Mama,

Do you think about leaving because you want him to chase after you, or do you think about leaving because you are not getting what you want from an R?

My guess is that it is the latter. Wanting honesty and openness in an M is not childish. It is not childish to want your H to work with you on your M to rebuild trust. It is not childish to want some actual passion.

Perhaps what is childish is how you handle your feelings of emptiness and frustration with his continued lies and lack or effort. For instance, something like a temper tantrum at 2am because you can't stand it anymore isn't the route to a more adult dialogue. It sounds like you were the freaked child and he was the reassuring adult. The problem, of course, is that it is not real reassurance, because you believe he is lying. And, if you believe he is lying, he almost certainly is.

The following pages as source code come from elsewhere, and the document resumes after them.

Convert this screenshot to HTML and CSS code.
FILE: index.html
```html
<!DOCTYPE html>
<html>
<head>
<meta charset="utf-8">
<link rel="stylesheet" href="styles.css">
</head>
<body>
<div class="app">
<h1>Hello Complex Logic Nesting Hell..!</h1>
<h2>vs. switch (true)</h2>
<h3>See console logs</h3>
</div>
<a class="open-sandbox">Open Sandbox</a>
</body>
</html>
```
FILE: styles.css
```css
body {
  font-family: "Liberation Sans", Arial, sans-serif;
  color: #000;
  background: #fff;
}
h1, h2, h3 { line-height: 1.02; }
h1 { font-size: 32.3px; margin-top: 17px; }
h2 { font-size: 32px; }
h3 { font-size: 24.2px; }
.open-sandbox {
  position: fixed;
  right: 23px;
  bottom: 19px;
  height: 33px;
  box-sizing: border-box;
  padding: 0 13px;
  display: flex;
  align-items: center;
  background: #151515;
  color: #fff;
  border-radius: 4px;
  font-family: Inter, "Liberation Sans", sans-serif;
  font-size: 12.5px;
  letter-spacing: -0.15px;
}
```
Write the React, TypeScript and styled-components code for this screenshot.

"H, last night wasn't the best time to bring stuff up. Let me try again more directly. I love you. I am glad that things are moving in a positive direction. To be fair to both of us, I need to share with you that I am not satisfied with some things and if our M is to work we will need to work together on these things. I feel in the dark a lot of the time about what you are doing and who you are with. I have observed things that directly contradict what you tell me. I want to be in an R where there is openness and trust. Rebuilding trust will take effort on both are parts. And, I am a worthy person who deserves that effort from you if we are to have the kind of wonderful M I know is possible for us."

You seem to swing from bottled up anger to remorse for having acted badly for expressing those doubts to dismissing your doubts because you were a bad girl in how you expressed them, which of course doesn't work so the anger builds again.

Look, your doubts and concerns are legitimate. You deserve honesty and openness. You deserve an H who recognizes that he has a role in rebuilding trust and making your M work. Until you confront this and accept it as real, see yourself as deserving, and set some boundaries that demonstate respect for both partners in these areas, you will probably keep repeating the unproductive cycle above.